Es precisamente el reconocimiento de este ecosistema como “un cuerpo colectivo biológico, ambiental, cultural y espiritual con derecho a existir y a ser protegido y restaurado” lo que permite que unos rayos de luz se filtren hasta el moribundo fondo de la laguna y se abra paso la esperanza. “Hemos perdido el futuro –escribió una Marina Garcés en rebeldía contra nuestra “condición póstuma” en Nueva Ilustración radical–, pero no podemos seguir perdiendo el tiempo”. Y quien durante páginas ha encarnado el cuerpo de la agonía, quien ha pintado la realidad con la paleta cromática de la distopía da un giro de 180º para inventariar a lo largo de las últimas páginas, casi con un registro notarial, algunas de las medidas de protección y de compensación de daños que recoge el Marco de actuaciones prioritarias para recuperar el Mar Menor aprobadas por el Ministerio para la Transición Ecológica y el Reto Demográfico después de que una nueva mortandad de peces, en agosto de 2021, nos golpease en la cara.
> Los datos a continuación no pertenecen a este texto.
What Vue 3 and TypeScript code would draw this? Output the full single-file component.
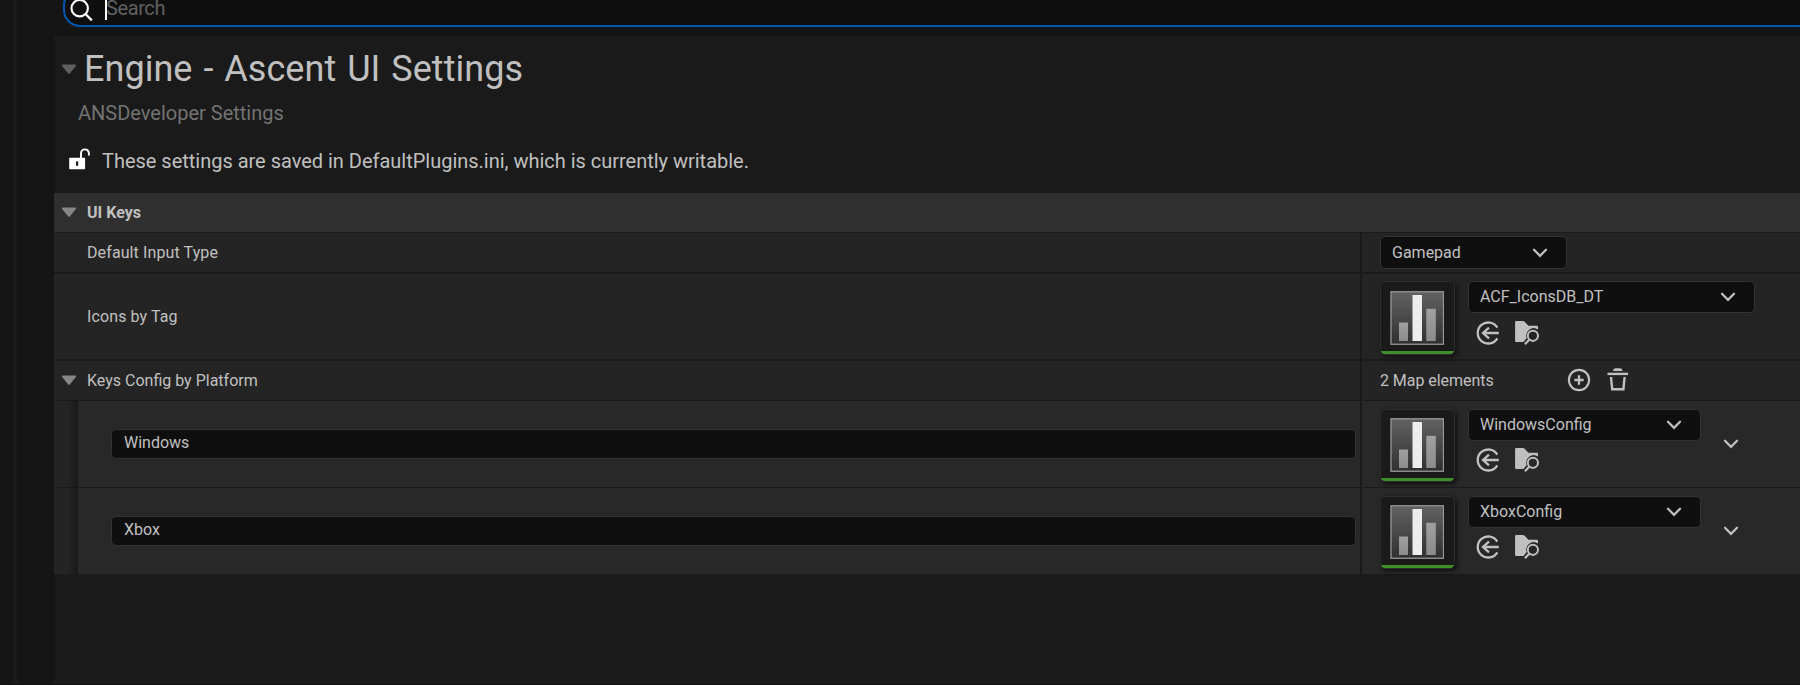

El estado de excepción será ya el estado de normalidad, como advertía Ulrich Beck, pero esto no va a impedir –confiesa la autora–, que este ensayo termine siendo al final algo así como “la lámpara encendida de una cocina en penumbra mientras que afuera el cielo se pone más negro”.

La utopía escribe recto en renglones torcidos.